» Instructions to follow: Select from the data all lines with the word "index".

» Data excerpt:
+ + + + + + +
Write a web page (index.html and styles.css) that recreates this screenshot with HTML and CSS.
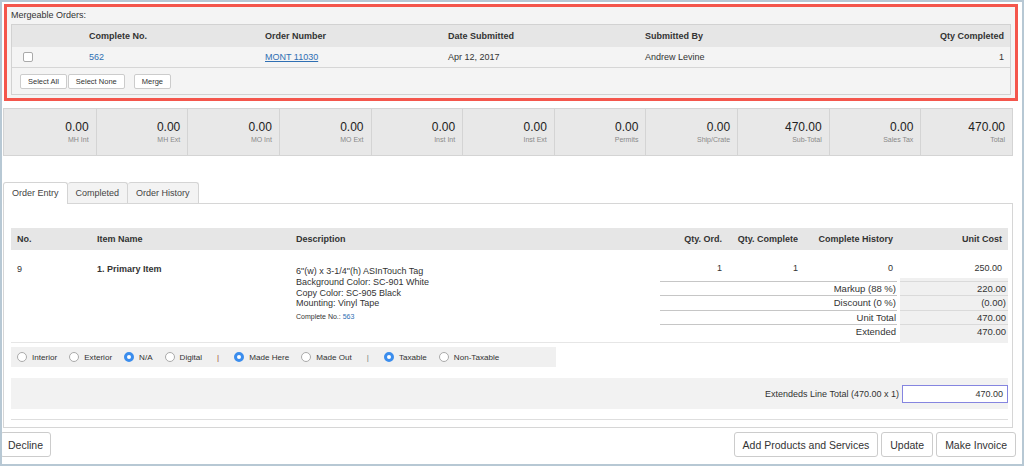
FILE: index.html
```html
<!DOCTYPE html>
<html lang="en">

<head>
  <meta charset="UTF-8">
  <meta name="viewport" content="width=device-width, initial-scale=1.0">
  <title>Order Entry</title>
  <link rel="stylesheet" href="styles.css">
</head>

<body>
  <div class="frame">
    <!-- mergeable orders panel -->
    <section class="merge">
      <div class="merge-title">Mergeable Orders:</div>
      <div class="merge-box">
        <div class="merge-row merge-head">
          <span></span>
          <span>Complete No.</span>
          <span>Order Number</span>
          <span>Date Submitted</span>
          <span>Submitted By</span>
          <span class="num">Qty Completed</span>
        </div>
        <div class="merge-row">
          <span class="check-cell"><span class="checkbox"></span></span>
          <span><a class="link" href="#">562</a></span>
          <span><a class="link underline" href="#">MONT 11030</a></span>
          <span>Apr 12, 2017</span>
          <span>Andrew Levine</span>
          <span class="num">1</span>
        </div>
        <div class="merge-actions">
          <button class="btn-sm">Select All</button>
          <button class="btn-sm">Select None</button>
          <button class="btn-sm btn-apart">Merge</button>
        </div>
      </div>
    </section>

    <!-- totals strip -->
    <div class="totals">
      <div class="total"><div class="total-value">0.00</div><div class="total-label">MH Int</div></div>
      <div class="total"><div class="total-value">0.00</div><div class="total-label">MH Ext</div></div>
      <div class="total"><div class="total-value">0.00</div><div class="total-label">MO Int</div></div>
      <div class="total"><div class="total-value">0.00</div><div class="total-label">MO Ext</div></div>
      <div class="total"><div class="total-value">0.00</div><div class="total-label">Inst Int</div></div>
      <div class="total"><div class="total-value">0.00</div><div class="total-label">Inst Ext</div></div>
      <div class="total"><div class="total-value">0.00</div><div class="total-label">Permits</div></div>
      <div class="total"><div class="total-value">0.00</div><div class="total-label">Ship/Crate</div></div>
      <div class="total"><div class="total-value">470.00</div><div class="total-label">Sub-Total</div></div>
      <div class="total"><div class="total-value">0.00</div><div class="total-label">Sales Tax</div></div>
      <div class="total"><div class="total-value">470.00</div><div class="total-label">Total</div></div>
    </div>

    <!-- tabs -->
    <div class="tabs">
      <span class="tab active">Order Entry</span>
      <span class="tab">Completed</span>
      <span class="tab">Order History</span>
    </div>

    <div class="tab-panel">
      <div class="items">
        <div class="head">No.</div>
        <div class="head">Item Name</div>
        <div class="head">Description</div>
        <div class="head num">Qty. Ord.</div>
        <div class="head num">Qty. Complete</div>
        <div class="head num">Complete History</div>
        <div class="head num">Unit Cost</div>

        <div class="cell span2">9</div>
        <div class="cell span2 bold">1. Primary Item</div>
        <div class="desc span2">
          <div>6"(w) x 3-1/4"(h) ASInTouch Tag</div>
          <div>Background Color: SC-901 White</div>
          <div>Copy Color: SC-905 Black</div>
          <div>Mounting: Vinyl Tape</div>
          <div class="desc-note">Complete No.: <a class="link" href="#">563</a></div>
        </div>
        <div class="qty num">1</div>
        <div class="qty num">1</div>
        <div class="qty num">0</div>
        <div class="qty num">250.00</div>

        <div class="summary">
          <div class="sum-labels">
            <div class="sum-row">Markup (88 %)</div>
            <div class="sum-row">Discount (0 %)</div>
            <div class="sum-row">Unit Total</div>
            <div class="sum-row">Extended</div>
          </div>
          <div class="sum-values">
            <div class="sum-row">220.00</div>
            <div class="sum-row">(0.00)</div>
            <div class="sum-row">470.00</div>
            <div class="sum-row">470.00</div>
          </div>
        </div>
      </div>

      <div class="options">
        <span class="radio"></span><span class="opt">Interior</span>
        <span class="radio"></span><span class="opt">Exterior</span>
        <span class="radio on"></span><span class="opt">N/A</span>
        <span class="radio"></span><span class="opt">Digital</span>
        <span class="sep">|</span>
        <span class="radio on"></span><span class="opt">Made Here</span>
        <span class="radio"></span><span class="opt">Made Out</span>
        <span class="sep grey">|</span>
        <span class="radio on"></span><span class="opt">Taxable</span>
        <span class="radio"></span><span class="opt last">Non-Taxable</span>
      </div>

      <div class="line-total">
        <span>Extendeds Line Total (470.00 x 1)</span>
        <span class="line-input">470.00</span>
      </div>

      <div class="rule"></div>
    </div>

    <div class="footer">
      <button class="btn btn-decline">Decline</button>
      <div class="footer-right">
        <button class="btn">Add Products and Services</button>
        <button class="btn">Update</button>
        <button class="btn">Make Invoice</button>
      </div>
    </div>
  </div>
</body>

</html>
```

FILE: styles.css
```css
html,
body {
  margin: 0;
  padding: 0;
  background: #fff;
}

body {
  font-family: "Liberation Sans", Arial, Helvetica, sans-serif;
  font-size: 9px;
  color: #333;
}

.frame {
  box-sizing: border-box;
  width: 1024px;
  height: 466px;
  border: 2px solid #b7c8d4;
  overflow: hidden;
}

.link {
  color: #2f6fb3;
  text-decoration: none;
}

.underline {
  text-decoration: underline;
}

.num {
  text-align: right;
}

.bold {
  font-weight: bold;
}

/* mergeable orders */
.merge {
  margin: 2px 4px 0 2px;
  border: 3px solid #f4564c;
  background: #f4f4f4;
  padding: 0 4px 3px;
}

.merge-title {
  height: 17px;
  line-height: 17px;
}

.merge-box {
  border: 1px solid #d2d2d2;
}

.merge-row {
  display: grid;
  grid-template-columns: 77px 176px 183px 197px 1fr 120px;
  align-items: center;
  height: 20px;
}

.merge-row .num {
  padding-right: 6px;
}

.merge-head {
  height: 22px;
  background: #e6e6e6;
  font-weight: bold;
}

.check-cell {
  display: flex;
  padding-left: 11px;
}

.checkbox {
  width: 8px;
  height: 8px;
  border: 1px solid #aaa;
  border-radius: 2px;
  background: #fff;
}

.merge-actions {
  display: flex;
  align-items: center;
  height: 26px;
  padding-left: 8px;
  border-top: 1px solid #d6d6d6;
}

.btn-sm {
  height: 15px;
  padding: 0 7px;
  margin-right: 1px;
  border: 1px solid #ccc;
  border-radius: 2px;
  background: #fff;
  font-family: inherit;
  font-size: 7.5px;
  color: #333;
}

.btn-apart {
  margin-left: 8px;
}

/* totals strip */
.totals {
  display: grid;
  grid-template-columns: repeat(11, 1fr);
  margin: 7px 9px 0 1px;
  border: 1px solid #d4d4d4;
  background: #e8e8e8;
  height: 46px;
}

.total {
  border-left: 1px solid #d4d4d4;
  padding: 11px 7px 0 0;
  text-align: right;
}

.total:first-child {
  border-left: none;
}

.total-value {
  font-size: 12px;
  line-height: 14px;
  color: #222;
}

.total-label {
  margin-top: 1px;
  font-size: 7px;
  line-height: 9px;
  color: #888;
}

/* tabs */
.tabs {
  display: flex;
  margin: 26px 0 0 1px;
  height: 21px;
}

.tab {
  box-sizing: border-box;
  height: 21px;
  padding: 0 8px;
  line-height: 20px;
  font-size: 9px;
  color: #444;
  background: #f3f3f3;
  border: 1px solid #d4d4d4;
  border-bottom: none;
  border-left: none;
  border-radius: 3px 3px 0 0;
}

.tab:first-child {
  border-left: 1px solid #d4d4d4;
}

.tab.active {
  background: #fff;
  position: relative;
  height: 22px;
  margin-bottom: -1px;
  z-index: 1;
}

.tab-panel {
  margin: 0 9px 0 1px;
  border: 1px solid #d6d6d6;
  padding: 24px 4px 7px 7px;
}

/* item table */
.items {
  display: grid;
  grid-template-columns: 80px 199px 370px 68px 76px 95px 1fr;
  grid-template-rows: 22px 28px 64px;
  border-bottom: 1px solid #e6e6e6;
}

.head {
  background: #e6e6e6;
  font-weight: bold;
  line-height: 22px;
  padding: 0 6px;
}

.cell {
  padding: 14px 6px 0;
  line-height: 11px;
}

.span2 {
  grid-row: span 2;
}

.desc {
  padding: 16px 6px 0;
  line-height: 10.8px;
}

.desc-note {
  margin-top: 3px;
  font-size: 7px;
  line-height: 10px;
}

.qty {
  padding: 13px 6px 0;
  line-height: 11px;
}

.summary {
  grid-column: 4 / 8;
  display: flex;
  gap: 3px;
}

.sum-labels {
  width: 237px;
  padding-top: 3px;
}

.sum-values {
  flex: 1;
  padding-top: 3px;
  background: #f0f0f0;
  margin-bottom: -1px;
}

.sum-row {
  border-top: 1px solid #c6c6c6;
  line-height: 13.3px;
  text-align: right;
  padding-right: 1px;
  font-size: 9.5px;
}

.sum-values .sum-row {
  border-top-color: #dadada;
  padding-right: 2px;
}

/* option radios */
.options {
  display: flex;
  align-items: center;
  width: fit-content;
  height: 20px;
  margin-top: 4px;
  padding: 0 57px 0 6px;
  background: #f0f0f0;
  font-size: 8.1px;
}

.radio {
  box-sizing: border-box;
  width: 10px;
  height: 10px;
  border: 1px solid #aaa;
  border-radius: 50%;
  background: #fff;
  margin-right: 5px;
}

.radio.on {
  border: 3.5px solid #3b8ded;
  background: #fff;
}

.opt {
  margin-right: 12px;
}

.opt.last {
  margin-right: 0;
}

.sep {
  color: #9c4a33;
  margin: 0 15px 0 3px;
}

.sep.grey {
  color: #777;
}

.line-total {
  display: flex;
  justify-content: flex-end;
  align-items: center;
  gap: 3px;
  height: 31px;
  margin-top: 11px;
  background: #f2f2f2;
}

.line-input {
  box-sizing: border-box;
  width: 106px;
  height: 18px;
  line-height: 16px;
  padding-right: 4px;
  text-align: right;
  background: #fff;
  border: 1px solid #8585e0;
}

.rule {
  height: 1px;
  margin-top: 10px;
  background: #dedede;
}

/* footer buttons */
.footer {
  display: flex;
  justify-content: space-between;
  margin: 4px 6px 0 0;
}

.footer-right {
  display: flex;
  gap: 3px;
}

.btn {
  height: 25px;
  padding: 0 8px;
  border: 1px solid #ccc;
  border-radius: 3px;
  background: #fff;
  font-family: inherit;
  font-size: 10.5px;
  color: #333;
}

.btn-decline {
  margin-left: -2px;
  padding: 0 7px;
}
```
+ + + + + + +
» Complete output:
Write a web page (index.html and styles.css) that recreates this screenshot with HTML and CSS.
FILE: index.html
  z-index: 1;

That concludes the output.